5. Ignatius’ account of the botched MEK/al-Qaeda deal has been corroborated by Flynt Leverett, a former senior CIA official who recently discussed the issue with Time magazine and The American Prospect.

6. Ghorbanifar, a central figure in the Iran-contra affair along with Ledeen, has admitted to having secret discussions with Rhode and Franklin regarding regime change in Iran. Furthermore, an article from the upcoming June 2006 issue of The American Prospect places MEK representatives at one of the meetings.

7. The IPC consists of former military and intelligence officials, most of whom now work in the private sector and four of whom also work as military analysts for Fox News.
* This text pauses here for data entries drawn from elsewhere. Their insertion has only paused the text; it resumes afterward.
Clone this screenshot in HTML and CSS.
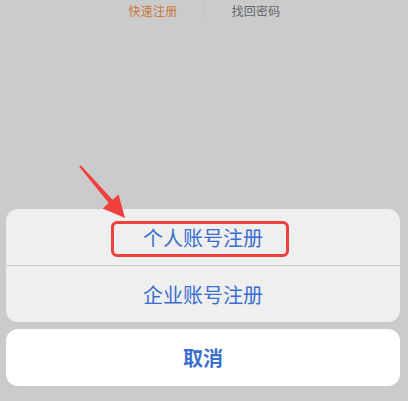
FILE: index.html
```html
<!DOCTYPE html>
<html lang="zh-CN">
<head>
    <meta charset="UTF-8">
    <meta name="viewport" content="width=device-width, initial-scale=1.0">
    <title>注册</title>
    <link rel="stylesheet" href="styles.css">
</head>
<body>

<div class="backdrop">
    <div class="login-card">
        <div class="links">
            <a class="link active" href="#">快速注册</a>
            <span class="divider"></span>
            <a class="link" href="#">找回密码</a>
        </div>
    </div>
</div>

<div class="sheet">
    <div class="group">
        <div class="option highlighted">
            <span>个人账号注册</span>
            <div class="mark"></div>
        </div>
        <div class="option">
            <span>企业账号注册</span>
        </div>
    </div>
    <div class="cancel">取消</div>

    <!-- annotation arrow -->
    <svg class="arrow" width="140" height="70" viewBox="0 149 140 70">
        <polygon points="80.8,165.3 112.5,199.8 118.6,194.4 125,218 102.6,208.4 108.7,203 79.2,166.7" fill="#f0403c"/>
    </svg>
</div>

</body>
</html>
```

FILE: styles.css
```css
body {
    margin: 0;
    height: 100vh;
    display: flex;
    flex-direction: column;
    background-color: #cbcbcb;
    font-family: "Noto Sans CJK SC", "Noto Sans", sans-serif;
    overflow: hidden;
}
.backdrop {
    padding: 0 18px 0 19px;
}
.login-card {
    height: 103px;
    margin-top: -10px;
    border-left: 2px solid #cdcdcd;
    border-right: 2px solid #cecece;
    border-bottom: 1px solid #cdcdcd;
    border-radius: 0 0 6px 6px;
}
.links {
    display: flex;
    justify-content: center;
    align-items: center;
    padding-top: 9px;
    height: 22px;
}
.link {
    font-size: 12px;
    color: #666;
    text-decoration: none;
    letter-spacing: 0.3px;
    width: 56px;
    text-align: center;
}
.link.active {
    color: #c9783a;
}
.divider {
    width: 1px;
    height: 22px;
    margin: 0 24px 0 22px;
    background-color: #c6c6c6;
}
.sheet {
    margin-top: auto;
    padding: 0 8px 15px 6px;
    position: relative;
}
.group {
    background-color: #efefef;
    border-radius: 12px;
    overflow: hidden;
}
.option {
    height: 56px;
    display: flex;
    align-items: center;
    justify-content: center;
    color: #3a6fcf;
    font-size: 20px;
    position: relative;
}
.option + .option {
    border-top: 1px solid #c9c9c9;
}
.mark {
    position: absolute;
    left: 105px;
    top: 12px;
    width: 172px;
    height: 30px;
    border: 3px solid #f0403c;
    border-radius: 6px;
}
.cancel {
    margin-top: 7px;
    height: 57px;
    background-color: #fff;
    border-radius: 12px;
    display: flex;
    align-items: center;
    justify-content: center;
    color: #3a6fcf;
    font-size: 20px;
    font-weight: bold;
}
.arrow {
    position: absolute;
    left: 0;
    top: -60px;
}
```
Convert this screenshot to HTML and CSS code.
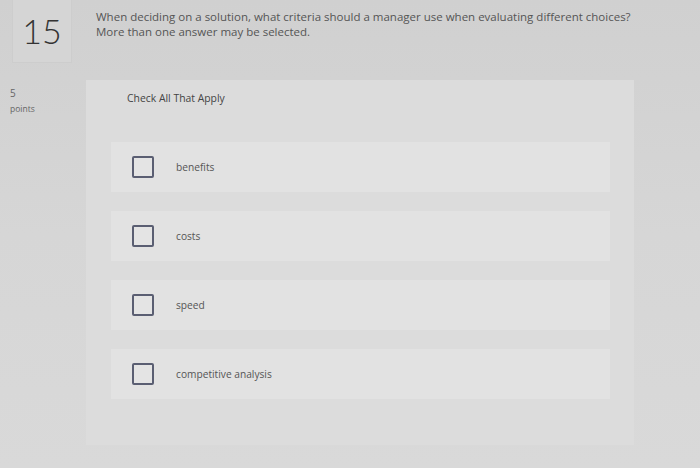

In addition, the MEK’s former U.S. representative is also working for Fox News as a foreign affairs analyst.

Interestingly, in December of 2004, Sasan Fayazmanesh, a professor of economics at Fresno State University, wrote an article for Counterpunch in which he commented on the MEK’s activities: “Every few weeks these Chalabi-like, men-in-black characters-and also Fox News commentators-come up with some ‘top secret satellite photos’ showing non-existent nuclear weapons sites in Iran (how a US designated terrorist organization gets top secret satellite photos is, of course, beyond one's imagination).”

8. The MEK’s supporters, operating under a number of fronts, have funneled out more than $204,000 in campaign contributions in an attempt to get their terrorist designation lifted, Front Page Magazine reported.

It should be noted that the article’s author, Kenneth R. Timmerman, is the founder of the Foundation for Democracy in Iran (FDI), which shares the goal of “revolution” in Iran with many hawks in Washington. Timmerman, however, disagrees with supporting the MEK. “When making a revolution, it is critical to choose one's allies well,” he wrote for the conservative magazine.